Secondly, in addition to running on the observations these ensembles were run on a set of eight analogs to the USHCN network. These consisted of sets of data which directly mimicked the observational availability of the USHCN network itself through time. They were based upon climate model runs from a range of models and a range of forcing scenarios. This ensures some 'plausible' spatio-temporal coherency to the large-scale temperature fields. On top of these were super-imposed additional differences to mimic potential random and systematic influences of instrumental and operational artifacts. A set of distinct possibilities were explored across the eight worlds ranging from no systematic biases at all (highly improbable but a useful 'algorithm does no harm' test) through to a scenario where the network was bedevilled with very many largely small breaks with a sign-bias tendency - a situation which any algorithm would find hard to cope with. Unlike the real-world these analogs afford a luxury of knowing the true answer so that it is possible to actually benchmark and understand the fundamental algorithm performance and any limitations. Then it is possible to re-evaluate the real-world results afresh with these new insights gleaned from such realistic test-beds.

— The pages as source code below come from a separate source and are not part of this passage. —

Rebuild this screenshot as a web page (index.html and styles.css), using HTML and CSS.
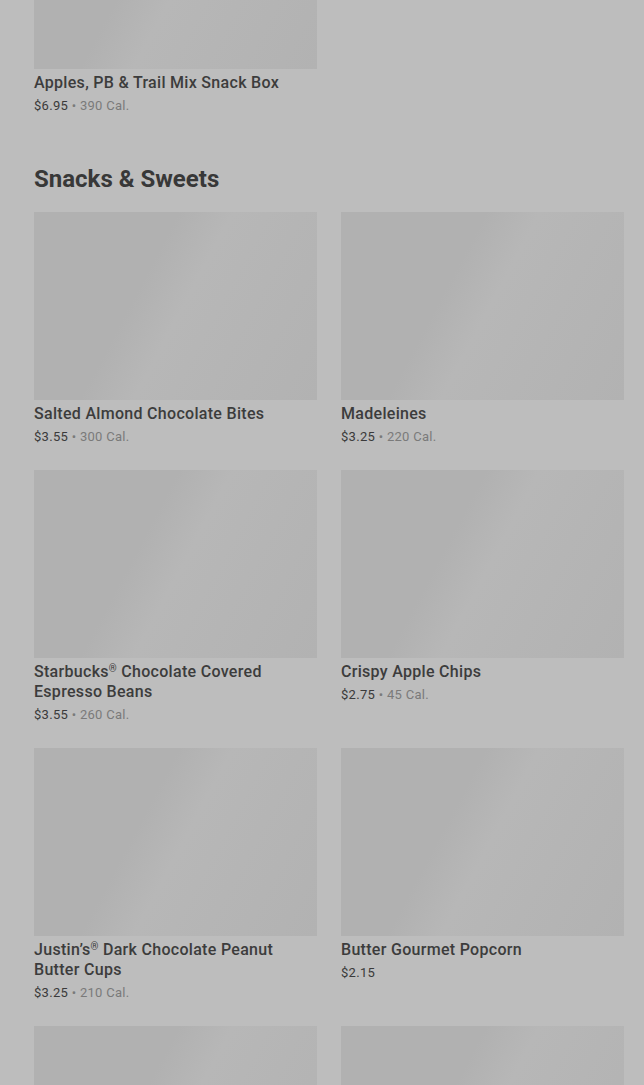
FILE: index.html
```
<html>
<head>
<title>Menu</title>
<meta http-equiv="Content-Type" content="text/html; charset=UTF-8" />
<link rel="stylesheet" href="styles.css">
</head>
<body>

<div class="Menu">
  <div class="Section first">
    <div class="Grid">
      <div class="Item">
        <div class="Pic"></div>
        <div class="Name">Apples, PB &amp; Trail Mix Snack Box</div>
        <div class="Price">$6.95 <span class="Cal">&bull; 390 Cal.</span></div>
      </div>
    </div>
  </div>

  <div class="Section">
    <h2 class="Heading">Snacks &amp; Sweets</h2>
    <div class="Grid">
      <div class="Item">
        <div class="Pic"></div>
        <div class="Name">Salted Almond Chocolate Bites</div>
        <div class="Price">$3.55 <span class="Cal">&bull; 300 Cal.</span></div>
      </div>
      <div class="Item">
        <div class="Pic"></div>
        <div class="Name">Madeleines</div>
        <div class="Price">$3.25 <span class="Cal">&bull; 220 Cal.</span></div>
      </div>
      <div class="Item">
        <div class="Pic"></div>
        <div class="Name">Starbucks<span class="Reg">&reg;</span> Chocolate Covered Espresso Beans</div>
        <div class="Price">$3.55 <span class="Cal">&bull; 260 Cal.</span></div>
      </div>
      <div class="Item">
        <div class="Pic"></div>
        <div class="Name">Crispy Apple Chips</div>
        <div class="Price">$2.75 <span class="Cal">&bull; 45 Cal.</span></div>
      </div>
      <div class="Item">
        <div class="Pic"></div>
        <div class="Name">Justin&rsquo;s<span class="Reg">&reg;</span> Dark Chocolate Peanut Butter Cups</div>
        <div class="Price">$3.25 <span class="Cal">&bull; 210 Cal.</span></div>
      </div>
      <div class="Item">
        <div class="Pic"></div>
        <div class="Name">Butter Gourmet Popcorn</div>
        <div class="Price">$2.15</div>
      </div>
      <div class="Item">
        <div class="Pic"></div>
      </div>
      <div class="Item">
        <div class="Pic"></div>
      </div>
    </div>
  </div>
</div>

</body>
</html>
```

FILE: styles.css
```
body{
   margin:0;
   background:#bdbdbd;
   font-family:Roboto, "Liberation Sans", sans-serif;
   -webkit-font-smoothing: antialiased;
   overflow:hidden;
}
.Menu{
   padding:0 20px 0 34px;
   margin-top:-119px;
}
.Section.first{
   margin-bottom:47px;
}
.Heading{
   margin:0 0 17px 0;
   font-size:24px;
   line-height:32px;
   font-weight:700;
   color:#383838;
}
.Grid{
   display:grid;
   grid-template-columns:283px 283px;
   column-gap:24px;
   row-gap:23px;
}
.Pic{
   height:188px;
   background:linear-gradient(118deg, #b1b1b1 0%, #b1b1b1 38%, #b7b7b7 52%, #b5b5b5 70%, #b2b2b2 100%);
}
.Name{
   margin-top:4px;
   font-size:16px;
   line-height:20px;
   font-weight:500;
   letter-spacing:0.3px;
   color:#3c3c3c;
}
.Reg{
   font-size:10px;
   vertical-align:5px;
   line-height:0;
}
.Price{
   margin-top:3px;
   font-size:13px;
   line-height:20px;
   letter-spacing:0.3px;
   color:#3a3a3a;
}
.Cal{
   color:#7a7a7a;
}
```
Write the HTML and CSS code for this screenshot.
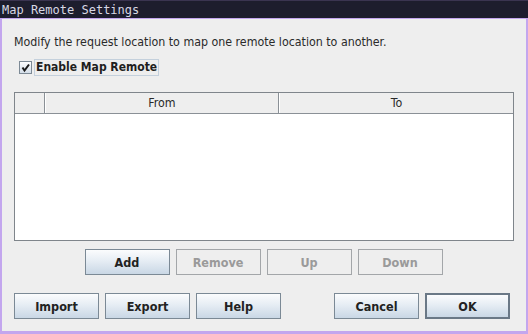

The results from the analogs were broadly encouraging. First and foremost when applied to the data with no breaks added virtually no adjustments were made and the impact on large-scale averaged timeseries and trends was so minuscule a magnifying glass would be required to tell the difference. So, in the implausible eventuality that the raw data are bias free the algorithm really would do no harm. For the other analogs the performance was mixed. Easier cases where breaks were bigger and metadata better it did better. Harder cases it fared worse. Where there was no overall sign bias in the applied breaks the ensemble was spread relatively evenly around the starting data. But where there was an overall bias in the raw data presented to the algorithm it consistently moved the overall data in the right direction but rarely far enough. The implication being that this uncertainty is effectively one-tailed. The chances of over-shooting the adjustments is substantially smaller than the chances of under-shooting the required adjustments.

So, what does the real-world look like when reassessed through this new understanding?

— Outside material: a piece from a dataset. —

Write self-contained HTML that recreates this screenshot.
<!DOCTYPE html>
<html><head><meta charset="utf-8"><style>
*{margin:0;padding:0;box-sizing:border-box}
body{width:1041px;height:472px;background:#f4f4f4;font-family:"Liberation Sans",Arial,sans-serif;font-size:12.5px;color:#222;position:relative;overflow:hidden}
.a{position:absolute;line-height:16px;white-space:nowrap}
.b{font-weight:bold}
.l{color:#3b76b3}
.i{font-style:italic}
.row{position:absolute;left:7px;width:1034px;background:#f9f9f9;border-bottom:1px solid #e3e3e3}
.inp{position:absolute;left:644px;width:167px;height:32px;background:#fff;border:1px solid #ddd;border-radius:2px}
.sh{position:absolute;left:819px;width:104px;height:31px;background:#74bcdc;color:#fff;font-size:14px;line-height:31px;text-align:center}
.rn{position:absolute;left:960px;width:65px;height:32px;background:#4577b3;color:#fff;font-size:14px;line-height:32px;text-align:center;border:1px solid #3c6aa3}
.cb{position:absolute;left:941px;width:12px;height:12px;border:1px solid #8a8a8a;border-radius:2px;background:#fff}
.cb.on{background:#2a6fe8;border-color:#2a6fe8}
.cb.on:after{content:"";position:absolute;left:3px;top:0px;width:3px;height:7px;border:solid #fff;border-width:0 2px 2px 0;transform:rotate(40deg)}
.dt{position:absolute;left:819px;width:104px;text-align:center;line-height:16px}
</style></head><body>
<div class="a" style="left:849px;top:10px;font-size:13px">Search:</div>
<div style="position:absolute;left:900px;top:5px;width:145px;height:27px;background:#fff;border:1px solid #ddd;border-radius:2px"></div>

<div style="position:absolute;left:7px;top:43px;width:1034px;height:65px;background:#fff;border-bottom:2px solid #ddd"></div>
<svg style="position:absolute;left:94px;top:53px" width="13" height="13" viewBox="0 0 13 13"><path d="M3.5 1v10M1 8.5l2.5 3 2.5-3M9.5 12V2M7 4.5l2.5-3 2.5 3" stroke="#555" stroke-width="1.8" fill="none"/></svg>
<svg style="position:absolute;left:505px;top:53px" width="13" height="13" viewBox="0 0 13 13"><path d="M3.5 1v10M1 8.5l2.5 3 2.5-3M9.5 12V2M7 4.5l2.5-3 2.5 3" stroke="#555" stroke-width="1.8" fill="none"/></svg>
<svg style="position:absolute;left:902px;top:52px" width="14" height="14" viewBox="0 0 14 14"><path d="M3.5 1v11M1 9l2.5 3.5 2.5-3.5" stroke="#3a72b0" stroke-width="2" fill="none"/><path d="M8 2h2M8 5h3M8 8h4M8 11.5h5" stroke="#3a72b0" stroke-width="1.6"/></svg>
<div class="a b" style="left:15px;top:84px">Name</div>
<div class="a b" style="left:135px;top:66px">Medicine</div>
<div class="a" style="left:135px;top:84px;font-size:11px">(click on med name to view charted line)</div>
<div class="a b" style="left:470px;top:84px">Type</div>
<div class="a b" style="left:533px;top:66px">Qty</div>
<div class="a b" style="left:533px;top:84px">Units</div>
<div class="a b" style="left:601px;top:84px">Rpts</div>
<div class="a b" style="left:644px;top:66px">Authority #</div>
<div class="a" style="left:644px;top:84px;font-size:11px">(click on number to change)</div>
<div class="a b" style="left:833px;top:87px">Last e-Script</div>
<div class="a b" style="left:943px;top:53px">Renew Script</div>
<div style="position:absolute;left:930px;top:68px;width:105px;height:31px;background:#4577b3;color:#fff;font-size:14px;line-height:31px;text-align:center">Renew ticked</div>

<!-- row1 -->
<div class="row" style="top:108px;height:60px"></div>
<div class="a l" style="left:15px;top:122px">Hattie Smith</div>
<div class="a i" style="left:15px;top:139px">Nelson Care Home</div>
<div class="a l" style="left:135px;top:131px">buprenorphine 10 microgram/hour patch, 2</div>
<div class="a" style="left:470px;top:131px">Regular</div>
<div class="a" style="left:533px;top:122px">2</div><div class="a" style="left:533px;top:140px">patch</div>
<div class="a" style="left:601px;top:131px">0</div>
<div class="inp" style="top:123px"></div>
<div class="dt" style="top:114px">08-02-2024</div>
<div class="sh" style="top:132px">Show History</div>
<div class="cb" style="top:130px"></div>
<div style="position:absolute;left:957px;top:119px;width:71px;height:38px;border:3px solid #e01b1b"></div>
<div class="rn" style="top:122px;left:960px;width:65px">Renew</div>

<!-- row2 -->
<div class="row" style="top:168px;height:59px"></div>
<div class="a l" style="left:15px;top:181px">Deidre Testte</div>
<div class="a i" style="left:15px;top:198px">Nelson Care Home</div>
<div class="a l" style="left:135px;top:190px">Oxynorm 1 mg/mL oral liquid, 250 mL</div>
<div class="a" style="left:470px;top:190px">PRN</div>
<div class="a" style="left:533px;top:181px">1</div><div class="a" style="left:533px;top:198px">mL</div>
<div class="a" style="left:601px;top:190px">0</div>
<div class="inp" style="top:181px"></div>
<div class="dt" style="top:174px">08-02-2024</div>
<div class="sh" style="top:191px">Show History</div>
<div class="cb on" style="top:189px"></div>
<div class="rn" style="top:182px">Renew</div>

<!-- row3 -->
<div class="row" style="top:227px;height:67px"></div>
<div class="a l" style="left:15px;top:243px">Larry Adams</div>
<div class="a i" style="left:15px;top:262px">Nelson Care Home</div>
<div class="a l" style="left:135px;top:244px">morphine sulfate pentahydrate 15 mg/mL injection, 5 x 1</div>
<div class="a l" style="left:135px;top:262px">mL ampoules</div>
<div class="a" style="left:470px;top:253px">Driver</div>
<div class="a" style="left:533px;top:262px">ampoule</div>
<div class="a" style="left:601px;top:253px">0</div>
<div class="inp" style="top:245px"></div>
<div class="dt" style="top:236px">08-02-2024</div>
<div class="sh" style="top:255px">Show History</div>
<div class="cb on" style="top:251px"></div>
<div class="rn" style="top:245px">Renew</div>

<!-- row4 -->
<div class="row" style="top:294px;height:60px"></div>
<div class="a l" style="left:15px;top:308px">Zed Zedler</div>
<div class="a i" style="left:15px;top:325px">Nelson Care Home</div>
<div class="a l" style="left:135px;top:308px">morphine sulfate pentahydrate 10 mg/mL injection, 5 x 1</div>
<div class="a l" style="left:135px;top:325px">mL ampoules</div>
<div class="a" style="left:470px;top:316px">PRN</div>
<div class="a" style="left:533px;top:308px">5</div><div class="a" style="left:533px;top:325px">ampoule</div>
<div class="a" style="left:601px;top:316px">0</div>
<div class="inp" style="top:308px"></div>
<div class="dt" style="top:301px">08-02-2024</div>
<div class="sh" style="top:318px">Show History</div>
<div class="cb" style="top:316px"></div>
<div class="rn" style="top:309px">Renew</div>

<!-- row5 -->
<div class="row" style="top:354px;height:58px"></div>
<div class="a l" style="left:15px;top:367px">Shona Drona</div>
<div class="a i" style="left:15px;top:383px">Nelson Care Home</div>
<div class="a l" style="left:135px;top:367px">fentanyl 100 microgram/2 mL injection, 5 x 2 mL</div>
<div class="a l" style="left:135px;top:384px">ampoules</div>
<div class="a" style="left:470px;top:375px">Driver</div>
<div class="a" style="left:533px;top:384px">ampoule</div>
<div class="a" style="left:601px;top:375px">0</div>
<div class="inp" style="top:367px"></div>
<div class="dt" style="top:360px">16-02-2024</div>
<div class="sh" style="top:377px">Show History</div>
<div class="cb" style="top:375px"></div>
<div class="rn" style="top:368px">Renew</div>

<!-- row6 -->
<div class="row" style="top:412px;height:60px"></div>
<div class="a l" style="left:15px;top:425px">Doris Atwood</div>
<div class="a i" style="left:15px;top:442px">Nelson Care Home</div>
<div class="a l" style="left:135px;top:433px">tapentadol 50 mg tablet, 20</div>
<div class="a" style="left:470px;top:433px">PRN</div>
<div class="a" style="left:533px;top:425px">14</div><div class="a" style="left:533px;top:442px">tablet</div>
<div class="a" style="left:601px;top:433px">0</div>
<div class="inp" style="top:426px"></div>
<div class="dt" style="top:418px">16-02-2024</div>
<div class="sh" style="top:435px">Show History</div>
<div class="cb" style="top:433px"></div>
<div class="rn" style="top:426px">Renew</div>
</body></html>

For minimum temperatures over the longest timescales the trends are spread around the raw data. But in the periods 1951 onwards and 1979 onwards it is spread distinctly either side of the raw data. Post 1951 trends in the raw data exhibit too little warming, and post-1979 too much. This is consistent with prior understanding of the biases of the change of time of observation (largely 1950s-1970s; spurious cooling) and move to MMTS sensors (early to mid-1980s and often associated with a microclimate relocation; spurious warming) on Tmin.

For maximum temperatures the ensemble consistently precludes the raw observations over all considered timescales. The raw data are almost certainly biased and show too little warming. Over all periods the ensemble of solutions show more warming than the raw data. Again, this is consistent with current understanding of the impact of time of observation biases (again a spurious cooling) and the transition to MMTS which unlike for minimum temperatures imparts a spurious cooling effect. The less than encouraging implication from the analogs, however, is that in the operational USHCN algorithm we are substantially more likely to be under-estimating the required adjustments, and hence rate of warming in maximum temperatures, than over-estimating it.

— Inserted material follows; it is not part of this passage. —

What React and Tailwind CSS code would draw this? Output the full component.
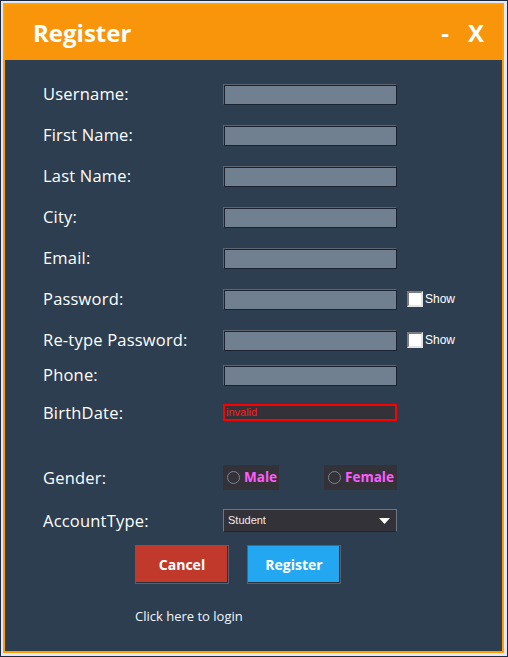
import { useState } from 'react';

const sans = { fontFamily: '"Open Sans", "Noto Sans", sans-serif' };

function Field() {
  return (
    <div className="w-[174px] h-[21px] bg-[#708090] border border-t-[#5e656f] border-l-[#5e656f] border-b-[#1b2230] border-r-[#1b2230] shadow-[inset_1px_1px_0_#1b2230]" />
  );
}

function ShowBox() {
  return (
    <div className="flex items-center ml-[10px]">
      <div className="w-[16px] h-[16px] bg-white border-2 border-t-[#7c7c7c] border-l-[#7c7c7c] border-b-[#e4e4e4] border-r-[#e4e4e4]" />
      <span className="ml-[2px] text-[12px] text-white font-['Liberation_Sans',sans-serif]">Show</span>
    </div>
  );
}

function Row({ label, className, children }) {
  return (
    <div className={`flex items-center ${className}`}>
      <div className="w-[180px] text-[16.5px] tracking-[0.2px] text-white leading-[20px]">{label}</div>
      {children}
    </div>
  );
}

function Radio({ label, width }) {
  return (
    <div className={`flex items-center h-[25px] bg-[#343239] pl-[4px] ${width}`}>
      <div className="w-[13px] h-[13px] rounded-full border border-[#7d8490]" />
      <span className="ml-[4px] text-[13.5px] font-bold text-[#ff5cff]">{label}</span>
    </div>
  );
}

export default function App() {
  const [account] = useState('Student');

  return (
    <div className="w-[508px] h-[657px] bg-[#1d2a3c] p-px" style={sans}>
      <div className="w-full h-full bg-[#e6e6fa] pl-[2px] pt-[2px] pr-[3px] pb-[3px]">
        <div className="w-full h-full border-2 border-[#ffa000] flex flex-col">
          <div className="h-[55px] bg-[#f8950a] flex items-center justify-between pl-[28px] pr-[18px] text-white font-bold text-[24px]">
            <span>Register</span>
            <div className="flex items-center">
              <span>-</span>
              <span className="ml-[19px]">X</span>
            </div>
          </div>

          <div className="flex-1 bg-[#2c3e50] pl-[38px] flex flex-col">
            <Row label="Username:" className="mt-[24px] h-[20px]"><Field /></Row>
            <Row label="First Name:" className="mt-[21px] h-[20px]"><Field /></Row>
            <Row label="Last Name:" className="mt-[21px] h-[20px]"><Field /></Row>
            <Row label="City:" className="mt-[21px] h-[20px]"><Field /></Row>
            <Row label="Email:" className="mt-[21px] h-[20px]"><Field /></Row>
            <Row label="Password:" className="mt-[21px] h-[20px]"><Field /><ShowBox /></Row>
            <Row label="Re-type Password:" className="mt-[21px] h-[20px]"><Field /><ShowBox /></Row>
            <Row label="Phone:" className="mt-[15px] h-[20px]"><Field /></Row>
            <Row label="BirthDate:" className="mt-[19px] h-[17px]">
              <div className="w-[174px] h-[17px] bg-[#333238] border-2 border-[#ff0000] flex items-center pl-px text-[11px] leading-none text-[#ff1a1a] font-['Liberation_Sans',sans-serif]">
                invalid
              </div>
            </Row>
            <Row label="Gender:" className="mt-[44px] h-[25px]">
              <Radio label="Male" width="w-[56px]" />
              <div className="ml-[45px]">
                <Radio label="Female" width="w-[73px]" />
              </div>
            </Row>
            <Row label="AccountType:" className="mt-[19px] h-[23px]">
              <div className="w-[174px] h-[23px] bg-[#333238] border border-t-[#6f7580] border-l-[#6f7580] border-b-[#1d2533] border-r-[#6f7580] flex items-center justify-between pl-[4px] pr-[6px]">
                <span className="text-[11px] text-[#ececec] font-['Liberation_Sans',sans-serif]">{account}</span>
                <svg width="11" height="6" viewBox="0 0 11 6">
                  <polygon points="0,0 11,0 5.5,6" fill="#ffffff" />
                </svg>
              </div>
            </Row>

            <div className="flex mt-[13px] ml-[92px] gap-[18px]">
              <button className="w-[94px] h-[39px] bg-[#c0392b] border border-[#5a616c] shadow-[inset_-1px_-1px_0_#2a3140] text-white font-bold text-[14px]">
                Cancel
              </button>
              <button className="w-[94px] h-[39px] bg-[#22a7f0] border border-[#5a616c] shadow-[inset_-1px_-1px_0_#2a3140] text-white font-bold text-[14px]">
                Register
              </button>
            </div>

            <p className="mt-[22px] ml-[92px] text-[13px] leading-[20px] text-[#f2f6fa]">
              Click here to login
            </p>
          </div>
        </div>
      </div>
    </div>
  );
}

Is this the last word on the issue? Certainly not. As this was a first step along this path the analogs were perhaps not as sophisticated as would ideally be the case. And here we hope the benchmarking and assessment group can provide more realistic (and global) analogs later this year. Further, this considered solely parametric uncertainty - varying choices within one algorithm. The larger and more difficult uncertainty to understand is the structural uncertainty that would result from applying fundamentally distinct approaches to the same problem and allow a better exploration of the possible solution space. And here we have to look to you, readers, to develop new and novel approaches to homogenizing the data and submit them to the same raw data and analogs to allow consistent benchmarking and better understanding.

Finally, over coming weeks we will be hosting code, data, and metadata (including the analogs) online. I'll provide an update when it is all up there but given that its several Gb and requires fitting around other duties its not going to be instantaneous by any stretch.

Comments are welcome, but please remember that this is a strictly moderated blog and to follow the house rules.


  1. what does "precludes" mean in
    "the ensemble consistently precludes the raw observations ..."

  2. Hank, precludes means that the ensemble range does not include the raw data - so the entire ensemble is moved away from the raw data in one direction.